A group of 187 scholars of Japanese and East Asian studies have called on Japan to accurately address its history of colonial rule and wartime actions, particularly the “comfort women” who were forced to work in Japanese wartime military brothels.
In a letter sent Monday to Prime Minister Shinzo Abe, the group, including Pulitzer Prize-winning historian John Dower, and Ezra Vogel, professor emeritus of history at Harvard University and author of the 1979 best-seller “Japan As No. 1: Lessons for America,” said the ability to celebrate 70 years of peace between Japan and its neighbors was being undermined by the comfort women issue.
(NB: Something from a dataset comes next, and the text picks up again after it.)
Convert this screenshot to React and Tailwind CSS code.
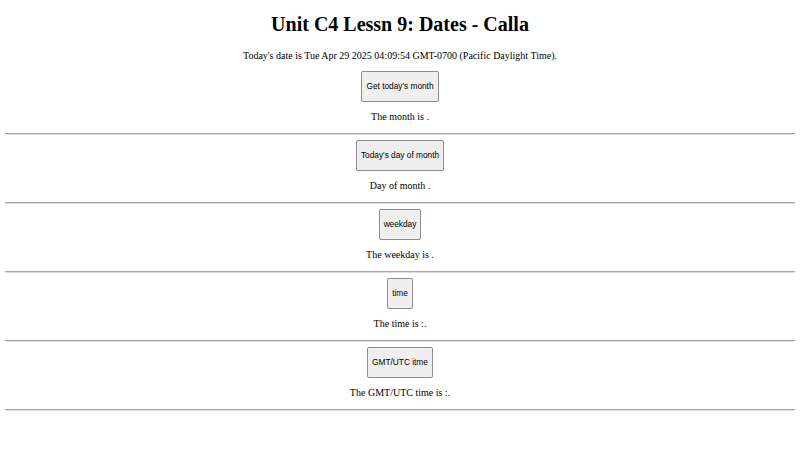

“This issue has become so distorted by nationalist invective in Japan as well as in Korea and China that many scholars, along with journalists and politicians, have lost sight of the fundamental goal of historical inquiry, which should be to understand the human condition and aspire to improve it,” the group, mostly from the U.S. and Europe, said.
Conservative and right-wing politicians, academics and media in Japan, as well as Abe, have long insisted the Japanese government and military was not directly involved in recruiting the women and did not force them to serve in comfort women stations.
“The ‘comfort women’ system was distinguished by its large scale and systematic management under the military, and by its exploitation of young, poor, and vulnerable women in areas colonized or occupied by Japan,” the letter said.
“Much of the archive of the Japanese imperial military was destroyed. The actions of local procurers who provided women to the military may never have been recorded. But historians have unearthed numerous documents demonstrating the military’s involvement in the transfer of women and the oversight of brothels,” it added.
Estimates of the number of comfort women vary between 20,000 and 200,000, a wide gap that has fueled anger and mistrust between Japan and South Korea in particular.
“Historians disagree over the precise number of ‘comfort women,’ which will probably never be known for certain. Establishing sound estimates of victims is important. But, ultimately, whether the numbers are judged to have been in the tens of thousands or the hundreds of thousands will not alter the fact of the exploitation carried out throughout the Japanese empire and its war zones,” the letter said.
The letter concluded by noting that in his April 29 address to the U.S. Congress, Abe spoke of the universal value of human rights, of the importance of human security, and of facing the suffering that Japan caused other countries.
“We applaud these sentiments and urge the Prime Minister to act boldly on all of them,” the scholars said.